* begin Supplied information *

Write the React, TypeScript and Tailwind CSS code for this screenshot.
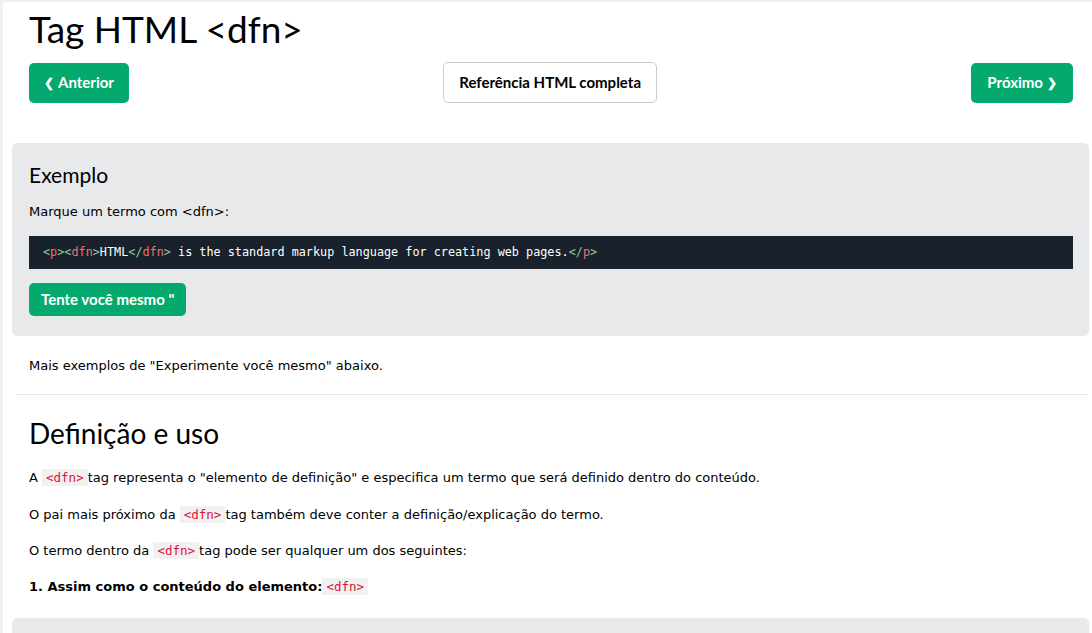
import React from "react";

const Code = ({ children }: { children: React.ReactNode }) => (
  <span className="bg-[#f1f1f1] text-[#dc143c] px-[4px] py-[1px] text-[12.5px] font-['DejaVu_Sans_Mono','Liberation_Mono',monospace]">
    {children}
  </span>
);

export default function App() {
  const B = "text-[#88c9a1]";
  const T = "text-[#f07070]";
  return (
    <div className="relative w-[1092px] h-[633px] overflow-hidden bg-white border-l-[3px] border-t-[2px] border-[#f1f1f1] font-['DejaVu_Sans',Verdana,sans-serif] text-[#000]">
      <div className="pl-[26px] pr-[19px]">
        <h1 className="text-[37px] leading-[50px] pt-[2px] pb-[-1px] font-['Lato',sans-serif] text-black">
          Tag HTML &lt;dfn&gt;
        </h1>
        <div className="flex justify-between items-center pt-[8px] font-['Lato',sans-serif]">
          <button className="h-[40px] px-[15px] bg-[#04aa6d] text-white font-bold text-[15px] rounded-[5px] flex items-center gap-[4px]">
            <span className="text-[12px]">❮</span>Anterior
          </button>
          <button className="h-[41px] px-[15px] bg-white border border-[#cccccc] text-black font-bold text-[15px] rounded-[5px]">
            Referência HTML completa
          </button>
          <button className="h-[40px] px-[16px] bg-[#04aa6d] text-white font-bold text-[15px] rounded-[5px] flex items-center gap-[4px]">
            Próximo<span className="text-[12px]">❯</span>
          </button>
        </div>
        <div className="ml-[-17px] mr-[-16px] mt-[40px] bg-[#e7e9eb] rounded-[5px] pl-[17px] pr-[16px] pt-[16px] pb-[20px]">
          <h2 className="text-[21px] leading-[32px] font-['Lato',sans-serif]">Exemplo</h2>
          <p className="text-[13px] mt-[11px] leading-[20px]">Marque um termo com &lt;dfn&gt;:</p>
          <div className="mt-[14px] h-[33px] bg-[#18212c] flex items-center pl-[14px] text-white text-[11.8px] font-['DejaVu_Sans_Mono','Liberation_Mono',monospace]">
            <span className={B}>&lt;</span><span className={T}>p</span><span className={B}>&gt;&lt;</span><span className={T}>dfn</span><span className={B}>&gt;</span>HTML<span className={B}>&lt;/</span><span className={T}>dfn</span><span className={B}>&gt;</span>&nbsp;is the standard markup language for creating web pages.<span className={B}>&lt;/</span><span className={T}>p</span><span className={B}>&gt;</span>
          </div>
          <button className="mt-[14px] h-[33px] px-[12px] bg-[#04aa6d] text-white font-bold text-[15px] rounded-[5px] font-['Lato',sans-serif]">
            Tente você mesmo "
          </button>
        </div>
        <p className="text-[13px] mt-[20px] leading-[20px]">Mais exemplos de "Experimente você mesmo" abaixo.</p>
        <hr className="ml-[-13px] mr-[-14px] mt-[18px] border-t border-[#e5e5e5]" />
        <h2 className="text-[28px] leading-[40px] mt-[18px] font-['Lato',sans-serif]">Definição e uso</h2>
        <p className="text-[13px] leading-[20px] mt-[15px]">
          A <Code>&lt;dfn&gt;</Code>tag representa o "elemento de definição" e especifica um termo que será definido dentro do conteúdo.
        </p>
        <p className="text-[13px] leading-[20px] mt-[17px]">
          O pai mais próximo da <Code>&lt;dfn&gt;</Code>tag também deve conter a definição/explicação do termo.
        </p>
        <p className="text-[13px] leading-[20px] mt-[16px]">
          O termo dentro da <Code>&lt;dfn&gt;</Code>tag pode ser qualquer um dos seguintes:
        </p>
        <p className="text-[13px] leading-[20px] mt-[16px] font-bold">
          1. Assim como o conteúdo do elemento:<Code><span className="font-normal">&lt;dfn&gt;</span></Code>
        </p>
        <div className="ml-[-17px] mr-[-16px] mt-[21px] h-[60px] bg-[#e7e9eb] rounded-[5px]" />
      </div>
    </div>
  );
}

* end Supplied information *
* begin Supplied information *

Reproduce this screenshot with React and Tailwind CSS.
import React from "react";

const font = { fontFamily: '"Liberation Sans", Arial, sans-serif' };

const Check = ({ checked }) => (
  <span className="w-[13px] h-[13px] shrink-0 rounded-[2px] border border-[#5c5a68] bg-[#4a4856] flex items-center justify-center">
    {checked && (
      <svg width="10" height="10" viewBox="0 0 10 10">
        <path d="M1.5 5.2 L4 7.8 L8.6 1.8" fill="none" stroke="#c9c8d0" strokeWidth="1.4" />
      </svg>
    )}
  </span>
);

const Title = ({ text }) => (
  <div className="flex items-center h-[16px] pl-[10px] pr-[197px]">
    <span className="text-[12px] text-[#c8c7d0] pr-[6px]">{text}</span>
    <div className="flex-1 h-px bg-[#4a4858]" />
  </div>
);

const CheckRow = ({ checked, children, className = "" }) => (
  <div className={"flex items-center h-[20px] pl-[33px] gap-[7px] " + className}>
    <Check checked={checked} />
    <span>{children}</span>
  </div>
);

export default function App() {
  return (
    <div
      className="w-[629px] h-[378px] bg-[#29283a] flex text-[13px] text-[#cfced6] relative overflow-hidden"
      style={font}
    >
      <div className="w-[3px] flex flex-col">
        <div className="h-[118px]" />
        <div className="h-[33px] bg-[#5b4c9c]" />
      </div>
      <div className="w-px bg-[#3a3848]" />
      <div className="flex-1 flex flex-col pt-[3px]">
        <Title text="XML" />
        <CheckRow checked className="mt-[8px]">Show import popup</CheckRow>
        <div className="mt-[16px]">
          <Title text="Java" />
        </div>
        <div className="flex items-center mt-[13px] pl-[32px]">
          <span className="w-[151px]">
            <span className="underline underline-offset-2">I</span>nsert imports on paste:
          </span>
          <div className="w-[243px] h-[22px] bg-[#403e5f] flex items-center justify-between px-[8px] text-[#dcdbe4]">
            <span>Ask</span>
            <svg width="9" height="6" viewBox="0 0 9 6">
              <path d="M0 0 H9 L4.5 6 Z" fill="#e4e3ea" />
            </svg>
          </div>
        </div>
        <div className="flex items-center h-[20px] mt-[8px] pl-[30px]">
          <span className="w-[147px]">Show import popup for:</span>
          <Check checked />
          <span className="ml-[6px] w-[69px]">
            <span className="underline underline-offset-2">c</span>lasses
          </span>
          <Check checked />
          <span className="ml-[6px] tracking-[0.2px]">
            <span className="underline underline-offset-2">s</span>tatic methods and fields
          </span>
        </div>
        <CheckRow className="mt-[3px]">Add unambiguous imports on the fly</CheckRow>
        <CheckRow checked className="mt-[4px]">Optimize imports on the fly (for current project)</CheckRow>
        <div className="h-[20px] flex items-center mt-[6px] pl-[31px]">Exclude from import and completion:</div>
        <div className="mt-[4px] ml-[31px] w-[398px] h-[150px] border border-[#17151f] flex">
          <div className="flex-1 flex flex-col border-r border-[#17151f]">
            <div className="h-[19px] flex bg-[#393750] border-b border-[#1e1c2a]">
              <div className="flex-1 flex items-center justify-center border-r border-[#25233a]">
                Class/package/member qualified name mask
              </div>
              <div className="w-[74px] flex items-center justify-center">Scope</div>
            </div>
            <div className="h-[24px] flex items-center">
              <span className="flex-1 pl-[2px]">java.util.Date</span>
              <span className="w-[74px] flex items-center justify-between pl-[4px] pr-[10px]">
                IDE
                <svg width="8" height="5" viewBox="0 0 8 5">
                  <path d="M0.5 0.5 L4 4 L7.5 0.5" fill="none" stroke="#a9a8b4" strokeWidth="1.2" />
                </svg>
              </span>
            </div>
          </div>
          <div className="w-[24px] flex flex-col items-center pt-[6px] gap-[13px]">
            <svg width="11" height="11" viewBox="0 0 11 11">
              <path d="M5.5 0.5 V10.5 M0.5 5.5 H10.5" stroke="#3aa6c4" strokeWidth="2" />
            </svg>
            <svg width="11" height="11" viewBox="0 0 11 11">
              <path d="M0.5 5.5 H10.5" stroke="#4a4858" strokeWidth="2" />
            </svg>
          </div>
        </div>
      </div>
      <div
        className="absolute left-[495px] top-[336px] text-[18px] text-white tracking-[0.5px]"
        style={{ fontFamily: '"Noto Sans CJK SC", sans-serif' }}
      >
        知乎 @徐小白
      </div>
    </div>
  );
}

* end Supplied information *

Objective: Lines that include the word "Tailwind" are to be extracted from the data above.

Solution to the exercise:
Write the React, TypeScript and Tailwind CSS code for this screenshot.
Reproduce this screenshot with React and Tailwind CSS.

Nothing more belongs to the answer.